A novel method for the simultaneous in situ determination of phenanthrene (Phen) and fluoranthene (Fla) adsorbed onto mangrove root surfaces was established using laser-induced time-resolved nanosecond-fluorescence spectroscopy combined with a first-order derivative fluorometry (D-LITRF) method. The linear dynamic range, detection limit and recoveries of D-LITRF and laser induced time-resolved nanosecond fluorescence spectroscopy (LITRF) were of the same order. Using the established method, the transport of Phen and Fla from the mangrove root surface to tissues was simultaneously investigated in situ.

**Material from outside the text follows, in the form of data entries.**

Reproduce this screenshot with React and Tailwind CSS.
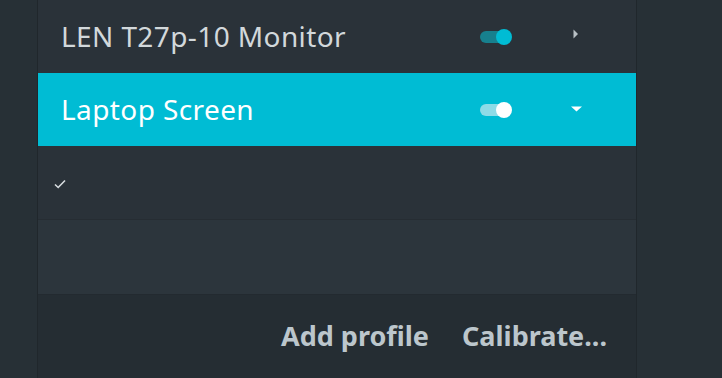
import React from "react";

const Toggle = ({ active }) => (
  <div className="relative w-[32px] h-[16px] flex items-center">
    <div
      className={
        "w-[30px] h-[12px] rounded-full " +
        (active ? "bg-[#8edbe7]" : "bg-[#17808e]")
      }
    />
    <div
      className={
        "absolute right-0 top-0 w-[16px] h-[16px] rounded-full " +
        (active ? "bg-white" : "bg-[#00bcd4]")
      }
    />
  </div>
);

const ArrowRight = () => (
  <svg width="6" height="10" viewBox="0 0 6 10" className="-mt-[6px]">
    <path d="M0.5 0.5 L5 5 L0.5 9.5 Z" fill="#b8c0c5" />
  </svg>
);

const CaretDown = () => (
  <svg width="11" height="6" viewBox="0 0 11 6" className="-mt-[2px]">
    <path d="M0 0.5 L11 0.5 L5.5 5.5 Z" fill="#ffffff" />
  </svg>
);

const Row = ({ name, active }) => (
  <div
    className={
      "h-[73px] flex items-center pl-[23px] " +
      (active ? "bg-[#00bcd4] text-white" : "bg-[#2a3239] text-[#d2d8db]")
    }
  >
    <span className="flex-1 text-[28px] tracking-[0.4px] leading-none -mt-[2px]">{name}</span>
    <Toggle active={active} />
    <div className="w-[124px] flex items-center justify-center pl-[4px]">
      {active ? <CaretDown /> : <ArrowRight />}
    </div>
  </div>
);

const App = () => {
  return (
    <div
      className="w-[722px] h-[378px] bg-[#273036] flex overflow-hidden"
      style={{ fontFamily: '"Noto Sans", "Open Sans", sans-serif' }}
    >
      <div className="ml-[37px] w-[600px] h-full flex flex-col border-x border-[#20272c]">
        <Row name="LEN T27p-10 Monitor" />
        <Row name="Laptop Screen" active />
        <div className="h-[74px] bg-[#2a3239] border-b border-[#262d33] flex items-center pl-[16px]">
          <svg width="12" height="10" viewBox="0 0 12 10" className="mt-[2px]">
            <path
              d="M1 5.5 L4.2 8.5 L11 1.5"
              fill="none"
              stroke="#d8dde0"
              strokeWidth="1.6"
            />
          </svg>
        </div>
        <div className="h-[75px] bg-[#2c353c] border-b border-[#232a30]" />
        <div className="flex-1 bg-[#252d33] flex items-center justify-end pr-[29px] gap-[33px] text-[27px] font-bold text-[#bcc6cc]">
          <span>Add profile</span>
          <span>Calibrate...</span>
        </div>
      </div>
    </div>
  );
};

export default App;
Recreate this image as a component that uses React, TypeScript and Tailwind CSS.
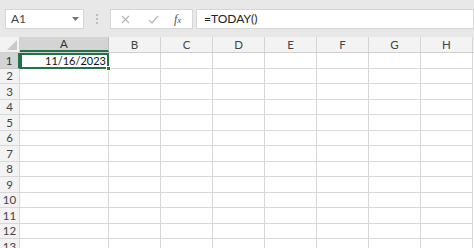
import React from "react";

const cols = [
  { l: "A", w: 89 },
  { l: "B", w: 52 },
  { l: "C", w: 52 },
  { l: "D", w: 52 },
  { l: "E", w: 52 },
  { l: "F", w: 52 },
  { l: "G", w: 52 },
  { l: "H", w: 52 },
];

const rows = Array.from({ length: 13 }, (_, i) => i + 1);

export default function App() {
  return (
    <div className="w-[474px] h-[248px] overflow-hidden bg-white text-[#333]" style={{ fontFamily: 'Lato, "Noto Sans", sans-serif' }}>
      {/* formula bar */}
      <div className="h-[37px] bg-[#e8e8e8] flex items-start pt-[9px]">
        <div className="ml-[5px] w-[79px] h-[20px] bg-white border border-[#d6d6d6] flex items-center justify-between pl-[5px] pr-[4px]">
          <span className="text-[12px] text-[#444]">A1</span>
          <svg width="7" height="4" viewBox="0 0 7 4"><path d="M0 0h7L3.5 4z" fill="#777" /></svg>
        </div>
        <div className="w-[26px] h-[20px] flex flex-col items-center justify-center gap-[2px]">
          <span className="w-[2px] h-[2px] bg-[#bdbdbd]" />
          <span className="w-[2px] h-[2px] bg-[#bdbdbd]" />
          <span className="w-[2px] h-[2px] bg-[#bdbdbd]" />
        </div>
        <div className="w-[83px] h-[20px] bg-white border border-[#d6d6d6] flex items-center">
          <svg className="ml-[10px]" width="9" height="9" viewBox="0 0 9 9"><path d="M1 1L8 8M8 1L1 8" stroke="#b5b5b5" strokeWidth="1.2" /></svg>
          <svg className="ml-[18px]" width="11" height="9" viewBox="0 0 11 9"><path d="M1 5L4 8L10 1" stroke="#b5b5b5" strokeWidth="1.2" fill="none" /></svg>
          <span className="ml-[15px] text-[12px] italic text-[#555]" style={{ fontFamily: '"Liberation Serif", serif' }}>f<span className="text-[9px]">x</span></span>
        </div>
        <div className="ml-[3px] flex-1 h-[20px] bg-white border border-[#d6d6d6] flex items-center pl-[7px]">
          <span className="text-[12px] text-[#222]">=TODAY()</span>
        </div>
      </div>
      {/* header row */}
      <div className="flex h-[16px] bg-[#f3f3f3] border-b border-[#cfcfcf]">
        <div className="w-[20px] shrink-0 relative border-r border-[#cfcfcf] bg-[#f3f3f3]">
          <svg className="absolute right-[2px] bottom-[2px]" width="10" height="10" viewBox="0 0 10 10"><path d="M10 0V10H0z" fill="#c9c9c9" /></svg>
        </div>
        {cols.map((c, i) => (
          <div
            key={c.l}
            style={{ width: c.w }}
            className={
              i === 0
                ? "shrink-0 flex items-center justify-center text-[11.5px] text-[#2f2f2f] bg-[#d4d4d4] border-r border-[#c0c0c0] border-b-2 border-b-[#217346]"
                : "shrink-0 flex items-center justify-center text-[11.5px] text-[#444] border-r border-[#d4d4d4]"
            }
          >
            {c.l}
          </div>
        ))}
      </div>
      {/* rows */}
      {rows.map((r) => (
        <div key={r} className="flex h-[15.5px]">
          <div
            className={
              r === 1
                ? "w-[20px] shrink-0 flex items-center justify-center text-[11.5px] text-[#333] bg-[#d4d4d4] border-r-2 border-r-[#217346] border-b border-[#c8c8c8]"
                : "w-[20px] shrink-0 flex items-center justify-center text-[11.5px] text-[#444] bg-[#f3f3f3] border-r border-[#cfcfcf] border-b border-[#d8d8d8]"
            }
          >
            {r}
          </div>
          {cols.map((c, i) => (
            <div
              key={c.l}
              style={{ width: c.w }}
              className={
                r === 1 && i === 0
                  ? "shrink-0 relative border-2 border-[#217346] flex items-center justify-end pr-[1px] text-[11px] text-[#111]"
                  : "shrink-0 border-r border-b border-[#d8d8d8]"
              }
            >
              {r === 1 && i === 0 ? (
                <>
                  <span>11/16/2023</span>
                  <span className="absolute right-[-4px] bottom-[-4px] w-[5px] h-[5px] bg-[#217346] border border-white" />
                </>
              ) : null}
            </div>
          ))}
        </div>
      ))}
    </div>
  );
}
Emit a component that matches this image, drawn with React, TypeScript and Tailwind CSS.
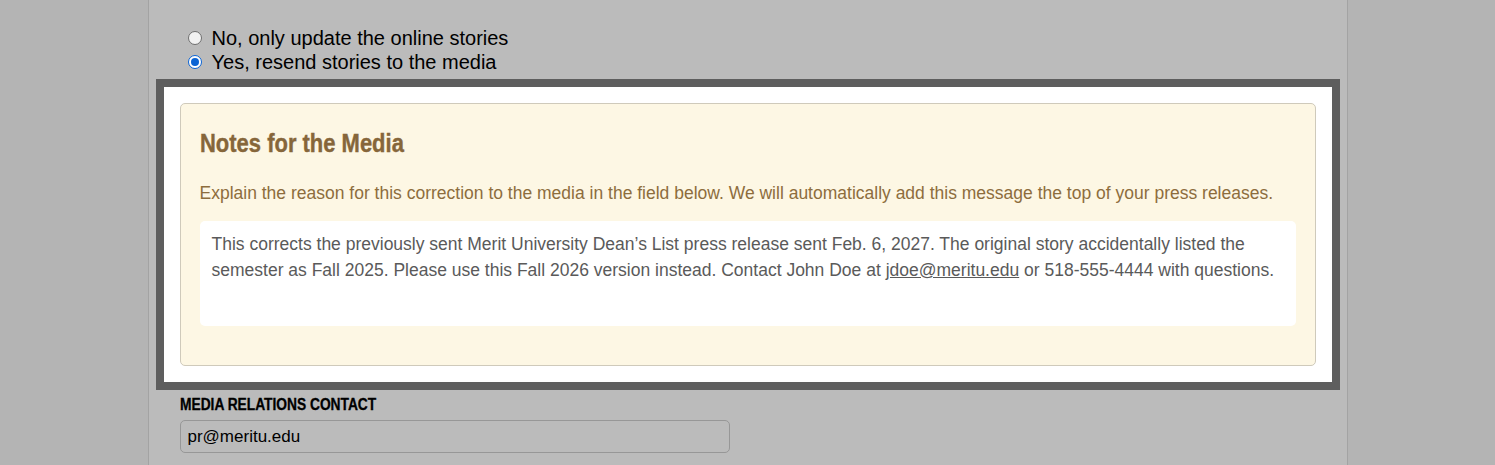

The transportation coefficients of Phen and Fla adsorbed onto the root surface showed a good linear relationship with the content of root lipids, while the inhibition rates showed no significant correlation with the content of root lipids (p > 0.05). Further studies showed that the interaction between Fla and Phen decreased the transport kinetics, especially the slow and very slow transport kinetics. In addition, the coefficients and inhibition rates of the transport of Phen and Fla to Kandelia obovata (Ko) root tissues were evaluated at different temperatures. The results acquired by these in situ methods provide new information about how two PAHs components are transported from the mangrove root surface to the tissues.